Stored data -
☆ ☆ ☆

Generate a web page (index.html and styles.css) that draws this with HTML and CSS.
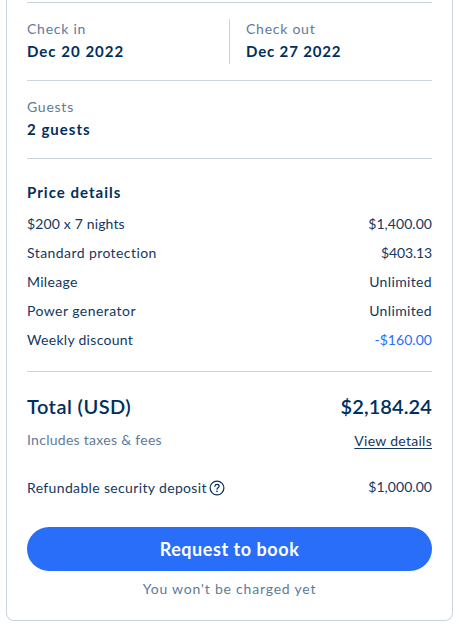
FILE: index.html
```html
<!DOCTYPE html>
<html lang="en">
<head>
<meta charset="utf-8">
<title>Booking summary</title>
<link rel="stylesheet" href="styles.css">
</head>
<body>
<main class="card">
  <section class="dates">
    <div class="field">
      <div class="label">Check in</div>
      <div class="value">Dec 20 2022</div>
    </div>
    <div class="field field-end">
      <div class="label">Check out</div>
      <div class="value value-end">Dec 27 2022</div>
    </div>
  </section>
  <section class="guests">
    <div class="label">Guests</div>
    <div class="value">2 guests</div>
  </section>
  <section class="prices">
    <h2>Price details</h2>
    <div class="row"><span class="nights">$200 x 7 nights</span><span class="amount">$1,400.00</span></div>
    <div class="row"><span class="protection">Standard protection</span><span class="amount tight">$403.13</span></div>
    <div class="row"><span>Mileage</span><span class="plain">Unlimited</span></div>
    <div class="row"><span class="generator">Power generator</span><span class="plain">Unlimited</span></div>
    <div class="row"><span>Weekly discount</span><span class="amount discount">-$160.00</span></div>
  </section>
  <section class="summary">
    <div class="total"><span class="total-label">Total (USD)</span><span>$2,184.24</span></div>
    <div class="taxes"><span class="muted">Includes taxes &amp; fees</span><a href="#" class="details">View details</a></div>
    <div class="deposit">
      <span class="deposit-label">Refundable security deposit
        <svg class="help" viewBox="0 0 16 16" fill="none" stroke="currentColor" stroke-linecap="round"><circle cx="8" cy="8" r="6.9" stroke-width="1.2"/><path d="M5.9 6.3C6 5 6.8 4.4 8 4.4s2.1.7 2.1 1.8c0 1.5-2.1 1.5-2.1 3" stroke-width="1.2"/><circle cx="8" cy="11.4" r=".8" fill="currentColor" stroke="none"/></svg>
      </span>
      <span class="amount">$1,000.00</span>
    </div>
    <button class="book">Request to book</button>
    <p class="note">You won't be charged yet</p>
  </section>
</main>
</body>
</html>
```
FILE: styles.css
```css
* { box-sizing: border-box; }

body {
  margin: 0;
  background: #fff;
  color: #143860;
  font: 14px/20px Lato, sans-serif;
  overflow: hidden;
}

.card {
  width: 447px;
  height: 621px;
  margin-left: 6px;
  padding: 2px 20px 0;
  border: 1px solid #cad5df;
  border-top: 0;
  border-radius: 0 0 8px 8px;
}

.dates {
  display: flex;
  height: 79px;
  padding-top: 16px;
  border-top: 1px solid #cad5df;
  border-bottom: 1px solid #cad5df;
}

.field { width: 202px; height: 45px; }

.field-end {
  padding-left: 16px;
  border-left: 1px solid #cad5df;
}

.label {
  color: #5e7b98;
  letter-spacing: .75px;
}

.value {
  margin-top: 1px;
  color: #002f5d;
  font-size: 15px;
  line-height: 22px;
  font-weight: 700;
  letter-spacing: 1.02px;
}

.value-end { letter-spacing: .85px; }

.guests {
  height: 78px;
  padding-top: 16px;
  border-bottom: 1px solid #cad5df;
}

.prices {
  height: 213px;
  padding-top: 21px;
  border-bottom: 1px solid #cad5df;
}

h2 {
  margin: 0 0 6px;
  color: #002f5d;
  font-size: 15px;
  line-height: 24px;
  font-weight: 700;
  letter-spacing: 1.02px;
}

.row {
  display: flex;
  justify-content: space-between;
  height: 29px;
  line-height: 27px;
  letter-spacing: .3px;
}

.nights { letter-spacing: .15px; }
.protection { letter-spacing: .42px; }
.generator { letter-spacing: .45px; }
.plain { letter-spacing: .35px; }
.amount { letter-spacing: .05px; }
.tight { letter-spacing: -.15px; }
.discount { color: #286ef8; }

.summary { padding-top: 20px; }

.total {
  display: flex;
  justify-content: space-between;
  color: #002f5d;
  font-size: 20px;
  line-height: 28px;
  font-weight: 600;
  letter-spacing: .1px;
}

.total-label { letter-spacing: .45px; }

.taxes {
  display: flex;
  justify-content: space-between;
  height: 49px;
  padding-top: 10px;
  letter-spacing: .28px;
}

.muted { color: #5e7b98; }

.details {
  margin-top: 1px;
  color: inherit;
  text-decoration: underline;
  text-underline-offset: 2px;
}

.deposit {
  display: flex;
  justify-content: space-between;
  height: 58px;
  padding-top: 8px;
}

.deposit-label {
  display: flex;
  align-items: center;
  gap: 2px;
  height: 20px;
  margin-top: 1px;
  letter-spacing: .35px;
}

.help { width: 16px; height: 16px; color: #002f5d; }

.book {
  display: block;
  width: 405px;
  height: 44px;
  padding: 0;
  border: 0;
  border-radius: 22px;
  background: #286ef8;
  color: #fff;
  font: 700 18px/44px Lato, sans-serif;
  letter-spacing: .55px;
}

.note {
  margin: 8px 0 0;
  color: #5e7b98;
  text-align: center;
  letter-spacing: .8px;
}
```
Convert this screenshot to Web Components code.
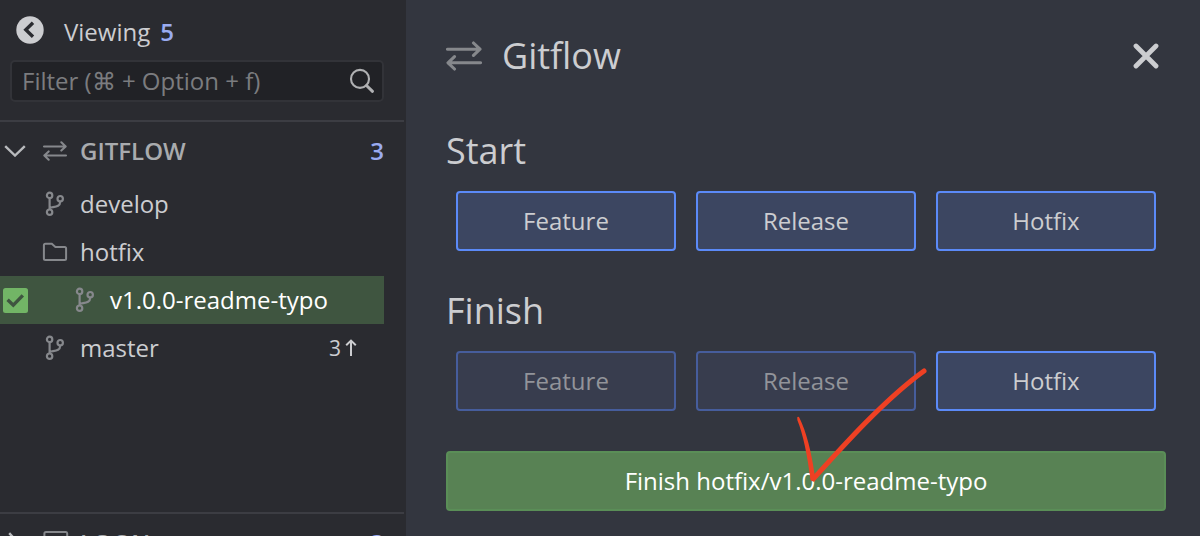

☆ ☆ ☆

Make an exact copy of the listing above. Do not include the pictures.

The solution -
Generate a web page (index.html and styles.css) that draws this with HTML and CSS.
FILE: index.html
```html
<!DOCTYPE html>
<html lang="en">
<head>
<meta charset="utf-8">
<title>Booking summary</title>
<link rel="stylesheet" href="styles.css">
</head>
<body>
<main class="card">
  <section class="dates">
    <div class="field">
      <div class="label">Check in</div>
      <div class="value">Dec 20 2022</div>
    </div>
    <div class="field field-end">
      <div class="label">Check out</div>
      <div class="value value-end">Dec 27 2022</div>
    </div>
  </section>
  <section class="guests">
    <div class="label">Guests</div>
    <div class="value">2 guests</div>
  </section>
  <section class="prices">
    <h2>Price details</h2>
    <div class="row"><span class="nights">$200 x 7 nights</span><span class="amount">$1,400.00</span></div>
    <div class="row"><span class="protection">Standard protection</span><span class="amount tight">$403.13</span></div>
    <div class="row"><span>Mileage</span><span class="plain">Unlimited</span></div>
    <div class="row"><span class="generator">Power generator</span><span class="plain">Unlimited</span></div>
    <div class="row"><span>Weekly discount</span><span class="amount discount">-$160.00</span></div>
  </section>
  <section class="summary">
    <div class="total"><span class="total-label">Total (USD)</span><span>$2,184.24</span></div>
    <div class="taxes"><span class="muted">Includes taxes &amp; fees</span><a href="#" class="details">View details</a></div>
    <div class="deposit">
      <span class="deposit-label">Refundable security deposit
        <svg class="help" viewBox="0 0 16 16" fill="none" stroke="currentColor" stroke-linecap="round"><circle cx="8" cy="8" r="6.9" stroke-width="1.2"/><path d="M5.9 6.3C6 5 6.8 4.4 8 4.4s2.1.7 2.1 1.8c0 1.5-2.1 1.5-2.1 3" stroke-width="1.2"/><circle cx="8" cy="11.4" r=".8" fill="currentColor" stroke="none"/></svg>
      </span>
      <span class="amount">$1,000.00</span>
    </div>
    <button class="book">Request to book</button>
    <p class="note">You won't be charged yet</p>
  </section>
</main>
</body>
</html>
```
FILE: styles.css
```css
* { box-sizing: border-box; }

body {
  margin: 0;
  background: #fff;
  color: #143860;
  font: 14px/20px Lato, sans-serif;
  overflow: hidden;
}

.card {
  width: 447px;
  height: 621px;
  margin-left: 6px;
  padding: 2px 20px 0;
  border: 1px solid #cad5df;
  border-top: 0;
  border-radius: 0 0 8px 8px;
}

.dates {
  display: flex;
  height: 79px;
  padding-top: 16px;
  border-top: 1px solid #cad5df;
  border-bottom: 1px solid #cad5df;
}

.field { width: 202px; height: 45px; }

.field-end {
  padding-left: 16px;
  border-left: 1px solid #cad5df;
}

.label {
  color: #5e7b98;
  letter-spacing: .75px;
}

.value {
  margin-top: 1px;
  color: #002f5d;
  font-size: 15px;
  line-height: 22px;
  font-weight: 700;
  letter-spacing: 1.02px;
}

.value-end { letter-spacing: .85px; }

.guests {
  height: 78px;
  padding-top: 16px;
  border-bottom: 1px solid #cad5df;
}

.prices {
  height: 213px;
  padding-top: 21px;
  border-bottom: 1px solid #cad5df;
}

h2 {
  margin: 0 0 6px;
  color: #002f5d;
  font-size: 15px;
  line-height: 24px;
  font-weight: 700;
  letter-spacing: 1.02px;
}

.row {
  display: flex;
  justify-content: space-between;
  height: 29px;
  line-height: 27px;
  letter-spacing: .3px;
}

.nights { letter-spacing: .15px; }
.protection { letter-spacing: .42px; }
.generator { letter-spacing: .45px; }
.plain { letter-spacing: .35px; }
.amount { letter-spacing: .05px; }
.tight { letter-spacing: -.15px; }
.discount { color: #286ef8; }

.summary { padding-top: 20px; }

.total {
  display: flex;
  justify-content: space-between;
  color: #002f5d;
  font-size: 20px;
  line-height: 28px;
  font-weight: 600;
  letter-spacing: .1px;
}

.total-label { letter-spacing: .45px; }

.taxes {
  display: flex;
  justify-content: space-between;
  height: 49px;
  padding-top: 10px;
  letter-spacing: .28px;
}

.muted { color: #5e7b98; }

.details {
  margin-top: 1px;
  color: inherit;
  text-decoration: underline;
  text-underline-offset: 2px;
}

.deposit {
  display: flex;
  justify-content: space-between;
  height: 58px;
  padding-top: 8px;
}

.deposit-label {
  display: flex;
  align-items: center;
  gap: 2px;
  height: 20px;
  margin-top: 1px;
  letter-spacing: .35px;
}

.help { width: 16px; height: 16px; color: #002f5d; }

.book {
  display: block;
  width: 405px;
  height: 44px;
  padding: 0;
  border: 0;
  border-radius: 22px;
  background: #286ef8;
  color: #fff;
  font: 700 18px/44px Lato, sans-serif;
  letter-spacing: .55px;
}

.note {
  margin: 8px 0 0;
  color: #5e7b98;
  text-align: center;
  letter-spacing: .8px;
}
```
Convert this screenshot to Web Components code.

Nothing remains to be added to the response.